El síndrome de la ostra lo sufren muchas personas sin hogar pero… ¿no lo sufrimos también mucha otra gente? En nuestra juventud formamos anhelos de cambiar el mundo. Hemos soñado con encarnarnos en un barrio desde el que transformar la comunidad, unirnos a los pobres en amistad y desde ahí iniciar una pequeña revolución, un cambio significativo Hemos apostado por causas, por estilos de vida alternativos, hemos forjado compañerismo y hemos puesto nuestras vidas al servicio de cambios cualitativos… que no llegan. “La lucha por la Justicia es una larga cabalgada”, dice siempre mi amiga Fátima Miralles. Y muchos entre esos soñadores ceden al peso de la frustración, el cansancio o el escepticismo… También se forma una ostra alrededor.
 
Por un lado se forma una valva interna que trata de olvidar los sueños de cambiar el mundo, se evita examinar la propia vida… No se soportan las contradicciones, las cesiones… A veces es difícil diferenciar entre la tolerancia compasiva con los propios límites y la autocomplacencia.
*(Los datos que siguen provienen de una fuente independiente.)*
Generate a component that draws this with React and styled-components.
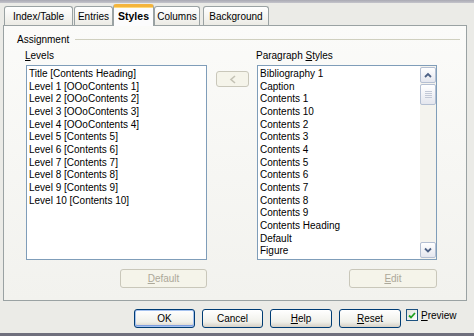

La indignación por la injusticia, los deseos de entrega y las ganas de luchar son ahogadas bajo la valva inferior de la ostra.
 
Y también nos defendemos con una capa externa hecha de escepticismo, condescendencia, suspicacia, amargura, resignación, impotencia, pesimismo, conservadurismo, desesperanza o falta de fe. Y así nos encerramos en nosotros, a salvo de los sueños y exigencias del compromiso con las causas en las que se juega el destino de nuestro mundo.
 
Conozco muchas personas que encierran la perla de su vida entre los mantos endurecidos de las ostras y, cuando te acercas para que se abran a nuevos compromisos, los aprietan aún más. Incluso se llega a reaccionar con violencia contra sí mismo y los demás. Y así las perlas de sus capacidades, su personalidad y su vida son enjauladas. Lo más peligroso no es que nuestro corazón esté dentro de una jaula sino que haya una jaula dentro de nuestro corazón.
 
Para superar el Síndrome de la Ostra está el vivir a corazón abierto. Los años no encierran nuestro corazón dentro de una ostra ni lo endurecen como piedra. Hay que arriesgarse a vivir, aunque tengamos que sufrir decepciones, impaciencias y decepciones.
 
Aprendamos de las personas sin hogar. Ellos nunca se encierran del todo dentro de “la ostra”: una y otra vez dan su confianza a quien viene a ayudar, buscan luchar por sus sueños y tan sólo necesitan un lugar en el mundo desde el que volver a comenzar. Y aunque pierdan y caigan de nuevo, lo siguen intentando una y otra vez. Lo más llamativo no es su pobreza sino su sabia resistencia para seguir defendiendo la vida sin rendirse jamás.
 
Con mayor o menor intensidad, todos sufrimos el Síndrome de la Ostra y son los más pobres quienes nos pueden ayudar a no perder la esperanza, a seguir creyendo en que el cambio es posible y a poner toda nuestra fe en la humanidad. Los pobres nos enseñan a vivir cada vez más a corazón abierto. Si pierdes fe en tu poder para cambiar las cosas pídesela a los pobres: ellos en el fondo siempre lo esperan todo de ti.